We normally recommend that side loading be kept below 25 lbf when the shaft is within 10 inches of the motor face. For longer strokes, the maximum side load should be decreased.
Q: WHAT CAN WE EXPECT FOR VARIATIONS IN FORCE CONSTANT VS. POSITION?
Force constant varies by position primarily due to detent force and variation in drag. These two forces are mostly independent of the force being generated by the motor. As a result, the force constant as much as the detent force and drag vary.
Q: CAN MOOG LINEAR MOTORS PRODUCE MORE FORCE AND SPEED THAN SPECIFIED?
Yes, by coupling two linear motors side-by-side, the force can be increased dramatically (~2x). Please contact us if you need even more performance.
Q: CAN LINEAR MOTORS PRODUCE PEAK FORCE AND MAXIMUM SPEED AT THE SAME TIME?
No, linear motors cannot product peak force and maximum speed at the same time. Download the datasheets below to see the force / velocity curves for performance under different current and cooling conditions.

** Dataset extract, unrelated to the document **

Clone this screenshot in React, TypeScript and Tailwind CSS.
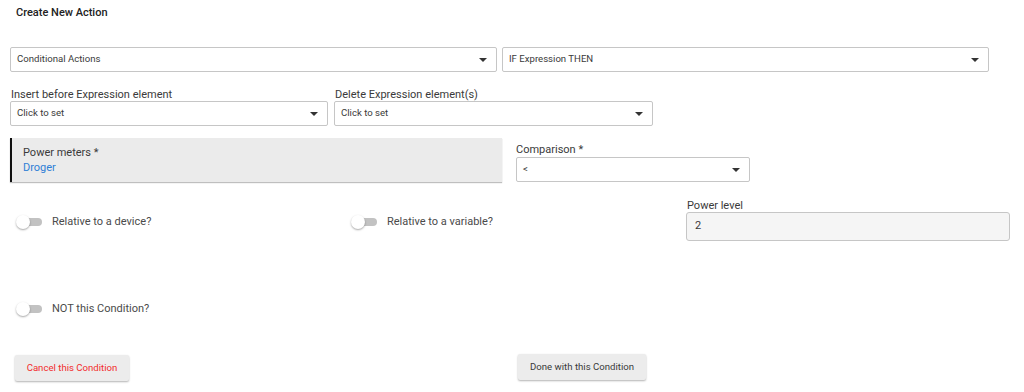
import React from 'react';

const font = { fontFamily: 'Roboto, "Liberation Sans", sans-serif' };

const Caret: React.FC = () => (
  <svg width="8" height="4" viewBox="0 0 8 4" className="shrink-0">
    <path d="M0 0 L8 0 L4 4 Z" fill="#333" />
  </svg>
);

const Select: React.FC<{ value: string; className?: string }> = ({ value, className }) => (
  <div
    className={`h-[25px] flex items-center justify-between pl-[6px] pr-[9px] border border-[#c6c6c6] rounded-[2px] bg-white text-[9.6px] text-[#3a3a3a] ${className ?? ''}`}
  >
    <span>{value}</span>
    <Caret />
  </div>
);

const Toggle: React.FC<{ label: string }> = ({ label }) => (
  <div className="flex items-center h-[14px]">
    <div className="relative w-[26px] h-[14px] shrink-0">
      <div className="absolute left-[4px] right-0 top-[3px] h-[8px] rounded-full bg-[#c2c2c2]" />
      <div className="absolute left-0 top-0 w-[14px] h-[14px] rounded-full bg-white shadow-[0_1px_2px_rgba(0,0,0,0.35)]" />
    </div>
    <span className="ml-[10px] text-[11px] text-[#4a4a4a]">{label}</span>
  </div>
);

const App: React.FC = () => {
  return (
    <div className="w-[1024px] h-[392px] bg-white px-[10px] pt-[5px]" style={font}>
      <div className="pl-[6px] h-[15px] leading-[15px] text-[11px] font-medium text-[#222]">Create New Action</div>

      {/* Action type */}
      <div className="flex gap-[5px] mt-[27px]">
        <Select value="Conditional Actions" className="w-[487px]" />
        <Select value="IF Expression THEN" className="w-[487px]" />
      </div>

      {/* Expression editing */}
      <div className="flex mt-[16px]">
        <div className="w-[318px]">
          <div className="h-[13px] leading-[13px] text-[11px] text-[#3a3a3a] pl-[1px]">Insert before Expression element</div>
          <Select value="Click to set" />
        </div>
        <div className="w-[319px] ml-[6px]">
          <div className="h-[13px] leading-[13px] text-[11px] text-[#3a3a3a] pl-[1px]">Delete Expression element(s)</div>
          <Select value="Click to set" />
        </div>
      </div>

      {/* Device + comparison */}
      <div className="flex mt-[12px]">
        <div className="w-[492px] h-[44px] bg-[#ebebeb] border-l-2 border-[#111] shadow-[0_1px_1px_rgba(0,0,0,0.25)] pl-[11px] pt-[8px] text-[11px] leading-[14px]">
          <div className="text-[#3a3a3a]">Power meters *</div>
          <div className="text-[#2f7fd6] mt-[1px]">Droger</div>
        </div>
        <div className="ml-[14px] pt-[5px]">
          <div className="h-[14px] leading-[14px] text-[11px] text-[#3a3a3a]">Comparison *</div>
          <Select value="<" className="w-[234px]" />
        </div>
      </div>

      {/* Relative options + power level */}
      <div className="flex">
        <div className="w-[341px] pl-[6px] pt-[33px]">
          <Toggle label="Relative to a device?" />
        </div>
        <div className="w-[335px] pt-[33px]">
          <Toggle label="Relative to a variable?" />
        </div>
        <div className="pt-[17px]">
          <div className="h-[13px] leading-[13px] text-[11px] text-[#3a3a3a] pl-[1px]">Power level</div>
          <div className="w-[324px] h-[29px] bg-[#f5f5f5] border border-[#c6c6c6] rounded-[3px] flex items-center pl-[8px] text-[11px] text-[#3a3a3a]">
            2
          </div>
        </div>
      </div>

      <div className="pl-[6px] mt-[61px]">
        <Toggle label="NOT this Condition?" />
      </div>

      {/* Actions */}
      <div className="flex mt-[38px]">
        <div className="w-[508px] pl-[5px]">
          <button className="w-[114px] h-[26px] bg-[#ececec] rounded-[2px] shadow-[0_1px_2px_rgba(0,0,0,0.3)] text-[9.6px] text-[#f22c2c]">
            Cancel this Condition
          </button>
        </div>
        <button className="w-[128px] h-[26px] bg-[#ececec] rounded-[2px] shadow-[0_1px_2px_rgba(0,0,0,0.3)] text-[9.6px] text-[#3a3a3a]">
          Done with this Condition
        </button>
      </div>
    </div>
  );
};

export default App;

Q: HOW MUCH CONTINUOUS DUTY FORCE CAN MOOG LINEAR MOTORS PRODUCE?
From 0 – 710 lbf-f (0 - 3,158 N); with high end performance achieved by using standard available fan or liquid cooling options mounted on the linear motor.
Q: WHAT IS THE RESOLUTION OF THE AVAILABLE ENCODERS?
- LPA - Incremental - Hall - A Quad B - 5,080 counts/inch
- LAF - Absolute - Optical EnDAT 2.0 - 508,000 counts/inch
- LCA - Incremental - Optical - A Quad B – 5,080 counts/inch
- LCB - Incremental - Optical A Quad B - 25,400 counts/inch
- LCC - Incremental - Optical A Quad B - 50,800 counts/inch
- LCD - Incremental - Optical A Quad B - 254,000 counts/inch
- LCE - Incremental - Optical - SIN/COS – Depends on interpolation and driver controller
Q: CAN YOU EXPLAIN THE OPERATIONS PRINCIPLE FOR LP ENCODERS?The basic operation principle is that it measures the magnetic field shape and does not depend much on the intensity to determine the position within the magnetic cycle. This increases the resolution and accuracy capability of the technology.
Q: IS AN ABSOLUTE VERSION ENCODER AVAILABLE? IF SO, WHAT IS THE ESTIMATED RESOLUTION AND ACCURACY?
Yes, an absolute encoder is now available. The designation is “LAF.” The resolution is 508 K counts / inch.